Microsoft acquires IoT operating system maker Express Logic
Microsoft Corp. has acquired Express Logic Inc., a relatively low-profile but influential software maker whose technology helps power a big chunk of the world’s internet-connected devices.
The terms of the deal, which the companies announced today, weren’t disclosed. But it’s reasonable to assume that the price tag was quite substantial given Express Logic’s prominent role in the connected-device ecosystem.
The firm is the creator of ThreadX, a specialized operating system for small and power-constrained electronics. It can be found in most everything from smart light bulbs to the industrial control systems that coordinate production in plants.
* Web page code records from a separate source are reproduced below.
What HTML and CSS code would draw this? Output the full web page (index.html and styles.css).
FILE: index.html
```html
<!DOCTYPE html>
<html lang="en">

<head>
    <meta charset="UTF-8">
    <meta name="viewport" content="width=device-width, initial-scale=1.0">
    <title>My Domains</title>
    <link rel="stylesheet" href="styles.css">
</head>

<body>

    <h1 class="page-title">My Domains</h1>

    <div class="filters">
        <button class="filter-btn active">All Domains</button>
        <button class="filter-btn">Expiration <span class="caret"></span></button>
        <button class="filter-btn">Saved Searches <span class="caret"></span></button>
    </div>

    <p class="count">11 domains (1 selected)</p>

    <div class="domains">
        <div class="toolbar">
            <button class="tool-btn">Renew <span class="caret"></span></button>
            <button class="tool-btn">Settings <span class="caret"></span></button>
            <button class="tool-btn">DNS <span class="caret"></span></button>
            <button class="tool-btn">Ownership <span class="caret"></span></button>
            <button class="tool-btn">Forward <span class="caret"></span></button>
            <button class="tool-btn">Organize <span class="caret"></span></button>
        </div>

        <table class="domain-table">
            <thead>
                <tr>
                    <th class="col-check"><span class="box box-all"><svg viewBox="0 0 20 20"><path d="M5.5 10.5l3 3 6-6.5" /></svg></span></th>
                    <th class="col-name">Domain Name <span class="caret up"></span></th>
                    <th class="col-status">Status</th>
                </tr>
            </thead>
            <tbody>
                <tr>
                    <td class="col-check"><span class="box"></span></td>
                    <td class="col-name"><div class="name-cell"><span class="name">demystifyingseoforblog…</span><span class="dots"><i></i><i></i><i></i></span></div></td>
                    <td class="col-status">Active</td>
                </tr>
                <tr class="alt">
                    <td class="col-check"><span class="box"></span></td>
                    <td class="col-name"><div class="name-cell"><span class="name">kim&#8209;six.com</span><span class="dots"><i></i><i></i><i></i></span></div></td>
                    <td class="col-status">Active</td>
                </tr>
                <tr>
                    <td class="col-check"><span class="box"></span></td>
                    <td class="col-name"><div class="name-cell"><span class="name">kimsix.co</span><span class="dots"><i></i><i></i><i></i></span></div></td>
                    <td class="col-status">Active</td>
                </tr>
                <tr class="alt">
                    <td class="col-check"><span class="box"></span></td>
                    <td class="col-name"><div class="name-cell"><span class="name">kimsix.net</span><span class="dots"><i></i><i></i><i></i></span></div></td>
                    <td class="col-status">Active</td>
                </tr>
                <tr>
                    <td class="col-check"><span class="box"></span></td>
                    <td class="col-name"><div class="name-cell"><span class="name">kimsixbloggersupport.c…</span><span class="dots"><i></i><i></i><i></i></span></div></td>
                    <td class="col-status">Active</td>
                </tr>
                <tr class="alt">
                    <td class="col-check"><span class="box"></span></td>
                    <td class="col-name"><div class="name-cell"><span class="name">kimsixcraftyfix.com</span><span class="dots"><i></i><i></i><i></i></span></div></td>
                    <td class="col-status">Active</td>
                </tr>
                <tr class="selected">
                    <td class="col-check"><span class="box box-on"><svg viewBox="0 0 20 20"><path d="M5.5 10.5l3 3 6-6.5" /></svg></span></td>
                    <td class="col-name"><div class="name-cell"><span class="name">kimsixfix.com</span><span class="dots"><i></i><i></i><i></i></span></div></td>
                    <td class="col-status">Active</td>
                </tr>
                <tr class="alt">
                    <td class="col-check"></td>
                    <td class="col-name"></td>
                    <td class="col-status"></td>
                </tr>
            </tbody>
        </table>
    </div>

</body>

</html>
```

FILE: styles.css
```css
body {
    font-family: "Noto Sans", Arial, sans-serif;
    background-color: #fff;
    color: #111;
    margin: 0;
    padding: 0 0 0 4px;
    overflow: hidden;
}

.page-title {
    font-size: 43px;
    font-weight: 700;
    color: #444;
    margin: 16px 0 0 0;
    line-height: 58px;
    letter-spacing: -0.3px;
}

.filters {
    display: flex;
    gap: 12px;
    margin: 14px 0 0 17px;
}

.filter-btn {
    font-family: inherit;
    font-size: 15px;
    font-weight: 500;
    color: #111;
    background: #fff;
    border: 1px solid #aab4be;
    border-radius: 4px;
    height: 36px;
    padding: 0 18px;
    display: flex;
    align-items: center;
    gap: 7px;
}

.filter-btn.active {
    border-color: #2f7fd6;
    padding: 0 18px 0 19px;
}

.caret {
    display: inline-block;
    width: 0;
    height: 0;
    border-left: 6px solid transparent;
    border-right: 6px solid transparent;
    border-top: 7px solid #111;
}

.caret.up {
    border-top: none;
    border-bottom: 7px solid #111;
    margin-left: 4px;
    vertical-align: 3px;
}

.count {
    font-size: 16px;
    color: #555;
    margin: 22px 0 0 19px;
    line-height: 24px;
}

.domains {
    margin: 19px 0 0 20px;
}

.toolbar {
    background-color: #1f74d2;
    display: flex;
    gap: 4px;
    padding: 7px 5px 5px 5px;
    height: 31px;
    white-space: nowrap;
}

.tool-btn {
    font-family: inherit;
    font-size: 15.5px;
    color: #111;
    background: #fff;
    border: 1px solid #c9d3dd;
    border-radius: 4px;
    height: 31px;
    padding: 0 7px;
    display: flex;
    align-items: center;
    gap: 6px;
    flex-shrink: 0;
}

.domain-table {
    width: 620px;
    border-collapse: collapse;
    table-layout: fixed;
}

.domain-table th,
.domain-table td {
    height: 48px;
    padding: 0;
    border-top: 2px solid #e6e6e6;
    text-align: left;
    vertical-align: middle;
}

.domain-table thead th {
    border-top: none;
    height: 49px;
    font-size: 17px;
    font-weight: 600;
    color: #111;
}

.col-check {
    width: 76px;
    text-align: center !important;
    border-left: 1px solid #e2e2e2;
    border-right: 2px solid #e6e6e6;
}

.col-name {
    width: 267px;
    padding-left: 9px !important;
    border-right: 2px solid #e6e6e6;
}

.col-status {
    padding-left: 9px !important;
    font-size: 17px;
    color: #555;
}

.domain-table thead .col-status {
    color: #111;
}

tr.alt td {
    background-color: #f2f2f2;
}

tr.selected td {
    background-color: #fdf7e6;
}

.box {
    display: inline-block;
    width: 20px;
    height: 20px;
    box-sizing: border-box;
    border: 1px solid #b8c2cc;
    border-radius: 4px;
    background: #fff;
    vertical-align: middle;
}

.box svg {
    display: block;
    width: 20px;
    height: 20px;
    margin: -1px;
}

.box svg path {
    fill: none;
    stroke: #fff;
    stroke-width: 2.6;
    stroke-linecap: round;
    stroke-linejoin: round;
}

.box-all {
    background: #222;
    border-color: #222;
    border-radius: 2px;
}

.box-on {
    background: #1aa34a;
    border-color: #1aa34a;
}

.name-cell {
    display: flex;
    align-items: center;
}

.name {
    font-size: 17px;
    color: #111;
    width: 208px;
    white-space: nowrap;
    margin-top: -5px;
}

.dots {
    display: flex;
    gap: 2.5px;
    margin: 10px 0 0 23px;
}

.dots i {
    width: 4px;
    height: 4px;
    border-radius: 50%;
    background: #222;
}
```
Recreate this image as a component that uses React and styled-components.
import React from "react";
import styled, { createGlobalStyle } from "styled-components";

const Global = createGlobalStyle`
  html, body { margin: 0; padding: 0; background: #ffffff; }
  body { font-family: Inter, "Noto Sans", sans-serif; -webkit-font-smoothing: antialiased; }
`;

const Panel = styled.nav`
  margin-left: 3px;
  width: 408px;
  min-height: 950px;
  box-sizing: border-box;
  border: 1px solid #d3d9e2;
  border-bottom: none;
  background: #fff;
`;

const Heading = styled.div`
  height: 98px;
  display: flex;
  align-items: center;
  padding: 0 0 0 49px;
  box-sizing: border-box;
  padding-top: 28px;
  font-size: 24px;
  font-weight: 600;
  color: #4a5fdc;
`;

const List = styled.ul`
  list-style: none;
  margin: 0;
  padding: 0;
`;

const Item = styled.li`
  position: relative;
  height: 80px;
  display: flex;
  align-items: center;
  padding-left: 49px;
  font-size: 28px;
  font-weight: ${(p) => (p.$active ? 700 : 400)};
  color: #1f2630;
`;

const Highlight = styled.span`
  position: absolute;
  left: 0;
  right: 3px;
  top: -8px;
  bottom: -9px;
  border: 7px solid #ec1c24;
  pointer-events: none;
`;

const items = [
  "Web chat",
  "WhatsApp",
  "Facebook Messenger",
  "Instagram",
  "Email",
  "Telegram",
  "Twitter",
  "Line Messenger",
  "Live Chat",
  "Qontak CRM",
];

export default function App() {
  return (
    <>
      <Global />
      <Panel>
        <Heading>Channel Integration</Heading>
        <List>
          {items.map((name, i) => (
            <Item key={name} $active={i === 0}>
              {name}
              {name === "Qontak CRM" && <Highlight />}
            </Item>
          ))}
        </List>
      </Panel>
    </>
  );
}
The software is even used for the occasional space mission, with NASA having chosen ThreadX to power the Deep Impact probe that took off from Cape Canaveral in 2005. Overall, Express Logic claims that ThreadX has been deployed on a total of 6.2 billion devices since its initial release two decades ago.
The platform’s most distinctive feature is its small footprint. ThreadX requires just a few megabytes of storage space to install and can boot using less than 120 processor cycles. For perspective, the performance of modern central processing units is usually measured in gigahertz, with 1 gigahertz being equal to a billion processor clock cycles per second.
ThreadX will complement Microsoft’s homegrown Azure Sphere operating system for connected devices. The latter software is fairly lightweight as well but can be too resource-intensive for certain low-powered systems, a gap that the acquisition will fill.
“While we recommend Azure Sphere for customers’ most secured connections to the cloud, where Azure Sphere isn’t possible in highly constrained devices, we recommend Express Logic’s ThreadX RTOS over other RTOS options in the industry because of its additional certifications and out-of-the-box connectivity to Azure IoT Hub,” Sam George, Microsoft’s director for Azure IoT, explained in a blog post.
IoT Hub is a suite of connected device management services in Microsoft’s Azure public cloud. In the wake of the acquisition, the company will likely add yet more integrations between ThreadX and its cloud services to encourage enterprise adoption of Azure.
It’s worth nothing that ThreadX currently also offers connectors for Amazon Web Services Inc.’s and Google LLC’s competing cloud platforms. Microsoft didn’t specify if it will continue to provide that support after the acquisition.